Effects of carbon composite and metal-ion substation on the electrochemical performance of cathode materials ($Na_3V_2(PO_4)_3$ and $Na_{0.7}MnO_2$) for Na-ion batteries

Abstract

Recently, Na-ion batteries have been considered as alternatives for Li-ion batteries due to the crustal abundance and low cost of Na. Therefore, it is necessary to develop electrode materials with high electrochemical performances to commercialize the Na-ion batteries. Especially, development of high-performance cathode materials is necessary which occupy the most part of the manufacturing cost. Cathode materials which have been extensively studied for Na-ion batteries are classified into layered oxides and polyanionic compounds according to their crystal structure. Among the various layered oxides, sodium manganese oxide $(Na_{0.7}MnO_2)$ has been considered potential cathode material due to its high capacity and cost-effective synthetic process. Among the polyanionic compounds, sodium vanadium phosphate (Na₃ V₂(PO₄)₃) have received attention owing to the excellent thermal and structural stability. However, the promising candidates of cathode materials for Na-ion batteries also have problems as follows: (1) sluggish kinetic properties of $Na_{0.7}MnO_2$, (2) poor electronic conductivity and (3) low energy density of Na₃ V₂(PO₄)₃. Herein, three individual studies are performed to solve these problems.
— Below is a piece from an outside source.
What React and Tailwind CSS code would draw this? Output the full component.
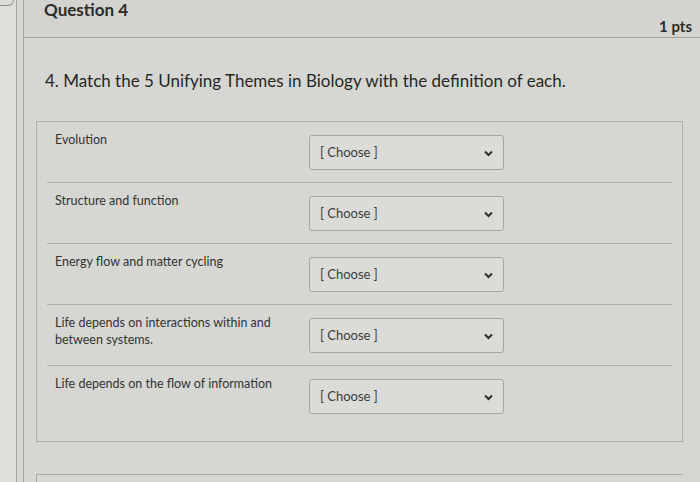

In the first part, $Na_{0.7}MnO_2/C$ composite cathode material is fabricated by simple heat treatment for high-power Na-ion batteries. Compared to only 28.07% retention of pristine $Na_{0.7}MnO_2$, 64.55% of the discharge capacity of $Na_{0.7}MnO_2/C$ at a current density of 20 mA $g^-1$ is retained at $400 mA g^{-1}$. The second part covers fabrication of high-power Na₃ V₂(PO₄)₃/C composite cathode materials by synergetic effects of sucrose coating and cellulose template. The improved rate performance of Na₃ V₂(PO₄)₃/C, $77.58 mAh g^{-1}$ at 20-C rate, is acquired from the cost-effective synthetic process with the relatively low amount of carbon, 5 wt.%. In the third chapter, Mg-substituted Na₃ V₂(PO₄)₃/C is synthesized to improve the energy density of Na₃ V₂(PO₄)₃ by utilization of $V^{4+/5+}$ redox reaction. The high-voltage $V^{4+/5+}$ redox reaction in Mg-substituted Na₃ V₂(PO₄)₃/C electrode leads to 3.5% increase of energy density compared with Na₃ V₂(PO₄)₃/C electrode.